An awkward moment passed. 

“I’m Grun, by the way,” he said.

“Linza.”

“You worked here long?” Grun asked.

“Three months or so,” Linza said. She still wasn’t sure that she wanted to be in this conversation, but she wasn’t creative enough to lie either.

“Only that long and you’re having lunch with the madame?” He looked genuinely impressed.

“Well…” Linza faltered. His current behavior was making his earlier imposition seem more like ignorance than arrogance. Was he just trying to flatter Linza? Or get through her to the madame? Wyn would have already handed him his ass, but Linza couldn’t bring herself to be quite so brazen.

And Grun looked at her patiently, despite her long pause. She half expected him to continue on with whatever other questions he had in mind, but he didn’t.

“… I guess I’m a bit of an oddball around here, myself. I’m an alchemist by day, actually. I’m a numbers person. So that’s mostly why. More of a tutoring in… economics than erotics, you could say.”

Grun chuckled. “You’re clever.”

Linza blushed. “Well, math is like anything, it’s just all practice.” She didn’t know why she was deflecting the compliment, other than reflex. He was right! She was clever! Wyn was always telling her that she should stop selling herself short, but whenever the occasion arose, the rules of polite conversation held her captive.

He said, “I know you haven’t been here long yourself, but…”

Here it comes, Linza thought. He’d be asking about the madame, for sure.

“…I looked over this terms thing, and… well, it all seems very thorough, but I’m not much one for paperwork. I was hoping for an inside opinion. Do you think I should work here?”

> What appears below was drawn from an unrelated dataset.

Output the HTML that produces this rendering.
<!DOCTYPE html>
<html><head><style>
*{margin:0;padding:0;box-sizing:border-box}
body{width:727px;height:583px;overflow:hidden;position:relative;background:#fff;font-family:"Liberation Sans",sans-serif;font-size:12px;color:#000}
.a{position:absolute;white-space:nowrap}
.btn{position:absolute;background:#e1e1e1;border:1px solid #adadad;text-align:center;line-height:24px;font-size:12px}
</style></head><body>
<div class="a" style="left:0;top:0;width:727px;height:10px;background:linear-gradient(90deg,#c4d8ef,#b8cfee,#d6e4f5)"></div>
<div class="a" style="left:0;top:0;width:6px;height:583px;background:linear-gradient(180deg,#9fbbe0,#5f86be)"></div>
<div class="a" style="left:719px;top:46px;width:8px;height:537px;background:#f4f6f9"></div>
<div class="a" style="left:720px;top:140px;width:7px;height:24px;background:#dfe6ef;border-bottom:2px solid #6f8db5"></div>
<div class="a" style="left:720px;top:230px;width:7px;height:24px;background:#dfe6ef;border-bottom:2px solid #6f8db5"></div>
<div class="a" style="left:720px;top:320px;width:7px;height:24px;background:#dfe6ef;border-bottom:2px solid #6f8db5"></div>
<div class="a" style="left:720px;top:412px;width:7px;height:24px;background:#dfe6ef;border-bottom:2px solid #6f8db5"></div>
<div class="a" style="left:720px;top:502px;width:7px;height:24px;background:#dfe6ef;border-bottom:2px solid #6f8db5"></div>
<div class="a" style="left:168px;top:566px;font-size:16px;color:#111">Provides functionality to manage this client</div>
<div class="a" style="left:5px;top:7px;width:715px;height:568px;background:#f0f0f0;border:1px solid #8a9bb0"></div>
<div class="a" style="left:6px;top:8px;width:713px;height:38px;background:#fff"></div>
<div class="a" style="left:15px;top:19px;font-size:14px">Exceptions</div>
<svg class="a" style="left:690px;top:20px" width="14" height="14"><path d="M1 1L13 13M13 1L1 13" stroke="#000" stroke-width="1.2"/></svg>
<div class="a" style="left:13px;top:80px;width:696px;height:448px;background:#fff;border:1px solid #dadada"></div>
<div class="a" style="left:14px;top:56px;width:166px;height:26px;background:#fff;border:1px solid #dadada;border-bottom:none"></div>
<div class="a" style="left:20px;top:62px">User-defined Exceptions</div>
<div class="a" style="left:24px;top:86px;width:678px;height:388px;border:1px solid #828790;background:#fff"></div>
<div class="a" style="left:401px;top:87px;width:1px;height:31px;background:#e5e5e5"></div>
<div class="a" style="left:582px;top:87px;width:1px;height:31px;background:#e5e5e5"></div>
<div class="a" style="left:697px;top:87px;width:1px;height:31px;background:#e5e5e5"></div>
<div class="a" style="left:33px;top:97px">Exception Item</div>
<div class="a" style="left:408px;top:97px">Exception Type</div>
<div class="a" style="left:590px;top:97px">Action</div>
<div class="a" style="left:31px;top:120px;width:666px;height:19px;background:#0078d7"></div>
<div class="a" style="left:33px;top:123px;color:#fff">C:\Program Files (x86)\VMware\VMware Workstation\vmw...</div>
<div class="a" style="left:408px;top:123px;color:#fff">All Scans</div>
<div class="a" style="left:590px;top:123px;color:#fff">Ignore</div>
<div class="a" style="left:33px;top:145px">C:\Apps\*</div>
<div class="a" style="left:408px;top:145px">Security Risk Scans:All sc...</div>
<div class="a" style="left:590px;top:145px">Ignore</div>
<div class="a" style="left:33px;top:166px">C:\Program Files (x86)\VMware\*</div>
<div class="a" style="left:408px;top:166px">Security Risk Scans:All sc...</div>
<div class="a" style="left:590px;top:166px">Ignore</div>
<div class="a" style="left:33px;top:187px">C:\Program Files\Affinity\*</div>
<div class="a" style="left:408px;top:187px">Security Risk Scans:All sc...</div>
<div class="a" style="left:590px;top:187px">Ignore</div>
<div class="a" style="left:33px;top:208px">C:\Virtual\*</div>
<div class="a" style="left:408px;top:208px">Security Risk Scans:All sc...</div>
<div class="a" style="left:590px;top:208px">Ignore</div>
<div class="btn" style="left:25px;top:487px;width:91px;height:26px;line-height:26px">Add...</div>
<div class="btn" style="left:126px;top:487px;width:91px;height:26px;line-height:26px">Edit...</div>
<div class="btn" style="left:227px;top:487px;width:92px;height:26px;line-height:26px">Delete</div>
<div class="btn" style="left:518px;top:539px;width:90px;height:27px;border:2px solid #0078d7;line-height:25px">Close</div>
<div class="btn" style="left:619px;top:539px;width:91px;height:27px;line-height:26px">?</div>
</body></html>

Linza blinked. It took her mind a moment to wind back from the answer that she’d already been preparing to comprehend his actual question. Then she said, “Are you willing to learn?”

“Of course,” he said.

“To do things differently than you have before?” she asked.

“Absolutely,” he said.

“To consider every aspect of your work with the utmost care?” she asked.

“Yes,” he said, with that same attentive expression that he had given the madame.

“Then… yes. I do think you should work here. It is a special place. If you come at it selfishly, it’s not a good fit. I could see that you…” Linza looked for the right words. The memory of his quivering obedience surged to the front of her mind. Her arousal flared. “That you, well, you listen. That matters here.”

He didn’t seem to notive her flustering. He just nodded thoughtfully. His eyes were blue—she hadn’t noticed that before. She didn’t know if that was rare or usual for half-orcs. 

He turned those eyes to her, smiling. “Well. I’m going to join, if only to have you as a coworker. I think we’ll be a good fit.”

All she could imagine was the immense fullness of him inside of her, and her arousal flared again. Words failed her.

“I’ve already bothered you enough today,” he said, pushing to his feet. “Thanks for the advice. See you around, coworker!”

And then he strode away, back into the estate.

And her eyes followed the muscles of his ass under those tight leather shorts.